Stated goal:
Only lines with the string "this" matter here; gather them from the material below.

Source material:

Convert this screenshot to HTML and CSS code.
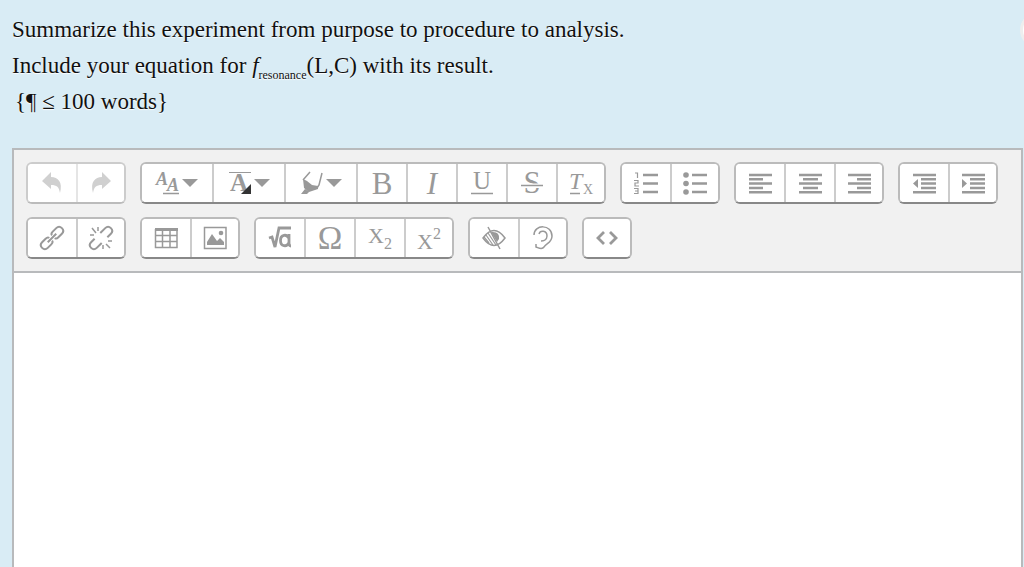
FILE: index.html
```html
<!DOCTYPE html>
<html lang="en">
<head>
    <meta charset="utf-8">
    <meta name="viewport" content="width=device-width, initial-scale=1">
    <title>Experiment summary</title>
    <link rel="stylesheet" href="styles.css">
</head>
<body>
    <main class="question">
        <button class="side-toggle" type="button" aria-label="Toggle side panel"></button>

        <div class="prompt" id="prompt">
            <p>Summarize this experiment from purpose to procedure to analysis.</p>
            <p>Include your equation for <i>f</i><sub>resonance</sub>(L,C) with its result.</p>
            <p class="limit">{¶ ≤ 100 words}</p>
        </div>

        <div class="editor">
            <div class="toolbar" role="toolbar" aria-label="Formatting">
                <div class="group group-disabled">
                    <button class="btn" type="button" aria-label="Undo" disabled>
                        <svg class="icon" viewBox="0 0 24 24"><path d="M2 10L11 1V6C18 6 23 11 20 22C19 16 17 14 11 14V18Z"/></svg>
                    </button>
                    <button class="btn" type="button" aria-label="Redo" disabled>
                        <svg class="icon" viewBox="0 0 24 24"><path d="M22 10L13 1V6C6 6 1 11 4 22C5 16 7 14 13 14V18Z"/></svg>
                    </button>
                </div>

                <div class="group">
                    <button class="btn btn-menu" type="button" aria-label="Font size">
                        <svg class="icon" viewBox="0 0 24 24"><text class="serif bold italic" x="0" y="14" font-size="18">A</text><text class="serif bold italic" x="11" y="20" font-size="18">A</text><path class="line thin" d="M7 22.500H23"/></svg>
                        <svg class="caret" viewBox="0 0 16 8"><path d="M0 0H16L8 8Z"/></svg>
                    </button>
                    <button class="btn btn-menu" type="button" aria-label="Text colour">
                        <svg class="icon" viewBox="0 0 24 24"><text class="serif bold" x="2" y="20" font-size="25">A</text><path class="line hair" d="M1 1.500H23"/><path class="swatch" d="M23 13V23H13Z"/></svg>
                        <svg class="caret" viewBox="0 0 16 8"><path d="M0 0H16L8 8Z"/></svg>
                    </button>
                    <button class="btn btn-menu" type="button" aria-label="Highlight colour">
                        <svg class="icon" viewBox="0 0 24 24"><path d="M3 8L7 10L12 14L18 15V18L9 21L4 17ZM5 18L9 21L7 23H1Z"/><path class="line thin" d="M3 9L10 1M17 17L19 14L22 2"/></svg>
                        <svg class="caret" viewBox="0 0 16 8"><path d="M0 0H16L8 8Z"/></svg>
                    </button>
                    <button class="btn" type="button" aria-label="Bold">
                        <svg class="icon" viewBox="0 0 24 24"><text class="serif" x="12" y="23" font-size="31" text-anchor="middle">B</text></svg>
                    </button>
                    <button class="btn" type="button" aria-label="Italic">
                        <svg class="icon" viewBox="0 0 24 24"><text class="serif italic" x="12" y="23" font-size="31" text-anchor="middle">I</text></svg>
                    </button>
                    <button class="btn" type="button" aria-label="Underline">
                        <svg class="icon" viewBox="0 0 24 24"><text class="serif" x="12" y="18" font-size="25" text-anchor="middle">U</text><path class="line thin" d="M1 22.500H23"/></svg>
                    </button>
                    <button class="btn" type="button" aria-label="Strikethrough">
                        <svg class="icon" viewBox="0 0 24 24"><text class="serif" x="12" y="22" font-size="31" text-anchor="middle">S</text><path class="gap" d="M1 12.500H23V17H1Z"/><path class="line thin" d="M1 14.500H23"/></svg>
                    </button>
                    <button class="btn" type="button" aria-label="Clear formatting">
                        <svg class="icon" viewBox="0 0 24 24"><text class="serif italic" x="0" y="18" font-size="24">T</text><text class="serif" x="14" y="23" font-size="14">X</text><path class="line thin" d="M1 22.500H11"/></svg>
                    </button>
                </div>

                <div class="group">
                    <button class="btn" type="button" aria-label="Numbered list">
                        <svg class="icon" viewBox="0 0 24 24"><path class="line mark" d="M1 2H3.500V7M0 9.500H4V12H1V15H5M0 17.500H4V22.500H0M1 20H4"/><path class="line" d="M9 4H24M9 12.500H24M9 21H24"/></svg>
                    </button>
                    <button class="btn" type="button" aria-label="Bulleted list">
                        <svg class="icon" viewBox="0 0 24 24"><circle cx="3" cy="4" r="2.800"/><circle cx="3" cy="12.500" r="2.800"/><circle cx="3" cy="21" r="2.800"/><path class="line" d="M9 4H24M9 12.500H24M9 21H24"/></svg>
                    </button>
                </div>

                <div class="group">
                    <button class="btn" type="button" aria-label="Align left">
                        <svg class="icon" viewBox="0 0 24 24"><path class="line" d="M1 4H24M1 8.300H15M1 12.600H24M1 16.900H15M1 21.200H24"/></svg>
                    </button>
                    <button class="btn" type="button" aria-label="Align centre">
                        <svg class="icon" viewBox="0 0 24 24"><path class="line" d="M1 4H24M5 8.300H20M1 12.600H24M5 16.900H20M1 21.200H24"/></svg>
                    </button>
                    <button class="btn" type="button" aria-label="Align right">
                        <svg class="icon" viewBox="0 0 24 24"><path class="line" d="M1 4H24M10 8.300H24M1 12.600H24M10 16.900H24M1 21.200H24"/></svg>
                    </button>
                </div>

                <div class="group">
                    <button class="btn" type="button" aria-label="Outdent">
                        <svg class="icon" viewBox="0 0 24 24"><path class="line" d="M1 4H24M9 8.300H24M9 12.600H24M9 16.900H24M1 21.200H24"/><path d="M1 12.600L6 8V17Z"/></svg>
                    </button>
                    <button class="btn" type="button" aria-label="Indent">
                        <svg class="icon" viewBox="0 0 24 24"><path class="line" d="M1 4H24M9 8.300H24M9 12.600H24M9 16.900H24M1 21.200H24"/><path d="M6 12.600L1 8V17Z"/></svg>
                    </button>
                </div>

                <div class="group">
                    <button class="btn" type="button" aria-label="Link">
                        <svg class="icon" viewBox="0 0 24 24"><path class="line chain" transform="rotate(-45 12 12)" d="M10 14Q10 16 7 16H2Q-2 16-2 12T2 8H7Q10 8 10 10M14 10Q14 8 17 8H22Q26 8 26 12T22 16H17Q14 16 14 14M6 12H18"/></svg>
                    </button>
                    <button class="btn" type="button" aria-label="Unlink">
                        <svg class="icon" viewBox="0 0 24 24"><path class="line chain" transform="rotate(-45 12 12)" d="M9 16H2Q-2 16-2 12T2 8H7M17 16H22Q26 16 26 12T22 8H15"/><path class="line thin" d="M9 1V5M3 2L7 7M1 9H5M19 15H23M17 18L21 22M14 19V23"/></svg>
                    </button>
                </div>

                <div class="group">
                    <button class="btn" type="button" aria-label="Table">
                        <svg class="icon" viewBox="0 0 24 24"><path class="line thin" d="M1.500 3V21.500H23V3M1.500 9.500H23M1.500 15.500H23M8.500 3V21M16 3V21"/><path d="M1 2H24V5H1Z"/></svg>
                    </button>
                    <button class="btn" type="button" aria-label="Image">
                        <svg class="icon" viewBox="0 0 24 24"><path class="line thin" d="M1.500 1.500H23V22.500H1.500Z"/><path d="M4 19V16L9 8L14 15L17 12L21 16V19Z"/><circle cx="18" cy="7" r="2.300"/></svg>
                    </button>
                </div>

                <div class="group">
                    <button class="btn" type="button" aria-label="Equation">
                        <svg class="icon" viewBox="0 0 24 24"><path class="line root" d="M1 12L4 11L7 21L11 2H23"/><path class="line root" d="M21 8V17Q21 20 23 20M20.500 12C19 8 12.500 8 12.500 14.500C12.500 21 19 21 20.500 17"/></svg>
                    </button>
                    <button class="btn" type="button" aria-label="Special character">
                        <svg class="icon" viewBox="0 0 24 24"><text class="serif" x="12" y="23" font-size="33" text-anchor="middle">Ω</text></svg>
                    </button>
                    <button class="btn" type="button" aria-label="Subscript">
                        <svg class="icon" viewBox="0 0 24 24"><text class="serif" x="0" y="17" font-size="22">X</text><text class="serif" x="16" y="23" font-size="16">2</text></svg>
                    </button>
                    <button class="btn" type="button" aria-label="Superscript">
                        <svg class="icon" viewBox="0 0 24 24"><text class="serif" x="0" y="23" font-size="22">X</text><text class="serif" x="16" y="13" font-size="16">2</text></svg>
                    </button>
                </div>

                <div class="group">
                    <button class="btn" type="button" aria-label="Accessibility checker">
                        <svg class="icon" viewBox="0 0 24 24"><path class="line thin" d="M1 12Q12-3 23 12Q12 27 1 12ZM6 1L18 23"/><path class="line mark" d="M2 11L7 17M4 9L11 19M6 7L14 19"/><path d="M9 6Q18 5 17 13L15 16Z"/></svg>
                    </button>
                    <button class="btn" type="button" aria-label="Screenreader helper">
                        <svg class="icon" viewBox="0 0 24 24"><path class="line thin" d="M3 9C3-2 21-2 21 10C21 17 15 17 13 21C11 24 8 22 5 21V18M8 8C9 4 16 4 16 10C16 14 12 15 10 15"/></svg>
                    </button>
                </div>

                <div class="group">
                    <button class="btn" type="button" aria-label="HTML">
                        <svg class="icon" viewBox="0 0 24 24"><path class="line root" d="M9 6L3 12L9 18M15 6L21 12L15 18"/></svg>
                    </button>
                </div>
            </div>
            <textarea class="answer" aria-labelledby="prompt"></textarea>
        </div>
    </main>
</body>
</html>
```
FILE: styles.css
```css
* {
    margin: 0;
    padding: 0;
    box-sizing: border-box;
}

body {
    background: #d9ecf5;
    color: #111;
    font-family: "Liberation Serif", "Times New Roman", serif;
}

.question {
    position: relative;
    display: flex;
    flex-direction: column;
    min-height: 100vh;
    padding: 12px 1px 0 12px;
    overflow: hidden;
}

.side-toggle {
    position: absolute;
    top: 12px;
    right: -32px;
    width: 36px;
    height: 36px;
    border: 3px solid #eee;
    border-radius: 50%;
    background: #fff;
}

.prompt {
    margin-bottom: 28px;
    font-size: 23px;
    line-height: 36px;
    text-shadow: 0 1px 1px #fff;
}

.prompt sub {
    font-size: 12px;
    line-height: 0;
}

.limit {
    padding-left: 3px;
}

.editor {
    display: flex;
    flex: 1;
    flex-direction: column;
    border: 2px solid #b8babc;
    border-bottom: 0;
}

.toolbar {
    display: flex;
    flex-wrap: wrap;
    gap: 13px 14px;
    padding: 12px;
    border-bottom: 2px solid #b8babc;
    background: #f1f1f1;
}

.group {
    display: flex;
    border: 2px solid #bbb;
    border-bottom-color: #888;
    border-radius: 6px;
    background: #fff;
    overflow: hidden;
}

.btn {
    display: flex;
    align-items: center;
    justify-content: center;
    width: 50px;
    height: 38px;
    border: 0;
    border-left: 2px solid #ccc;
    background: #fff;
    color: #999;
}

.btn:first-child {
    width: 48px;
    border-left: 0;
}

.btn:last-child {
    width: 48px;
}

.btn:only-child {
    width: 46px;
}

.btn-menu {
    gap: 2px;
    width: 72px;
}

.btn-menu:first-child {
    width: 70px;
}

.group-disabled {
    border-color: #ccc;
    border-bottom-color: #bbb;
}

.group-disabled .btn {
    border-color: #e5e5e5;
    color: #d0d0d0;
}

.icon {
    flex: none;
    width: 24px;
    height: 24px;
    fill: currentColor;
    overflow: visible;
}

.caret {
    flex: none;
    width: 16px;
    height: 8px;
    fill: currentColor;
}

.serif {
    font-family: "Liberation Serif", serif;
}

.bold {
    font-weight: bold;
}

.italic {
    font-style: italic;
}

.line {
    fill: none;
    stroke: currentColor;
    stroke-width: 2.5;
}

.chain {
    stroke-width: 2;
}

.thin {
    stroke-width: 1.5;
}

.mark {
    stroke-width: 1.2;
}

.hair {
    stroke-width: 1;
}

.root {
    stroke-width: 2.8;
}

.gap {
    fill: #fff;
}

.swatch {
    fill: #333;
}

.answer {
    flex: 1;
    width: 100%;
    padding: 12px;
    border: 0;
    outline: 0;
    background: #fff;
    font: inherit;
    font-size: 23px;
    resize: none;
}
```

The completed task:
Convert this screenshot to HTML and CSS code.
            <p>Summarize this experiment from purpose to procedure to analysis.</p>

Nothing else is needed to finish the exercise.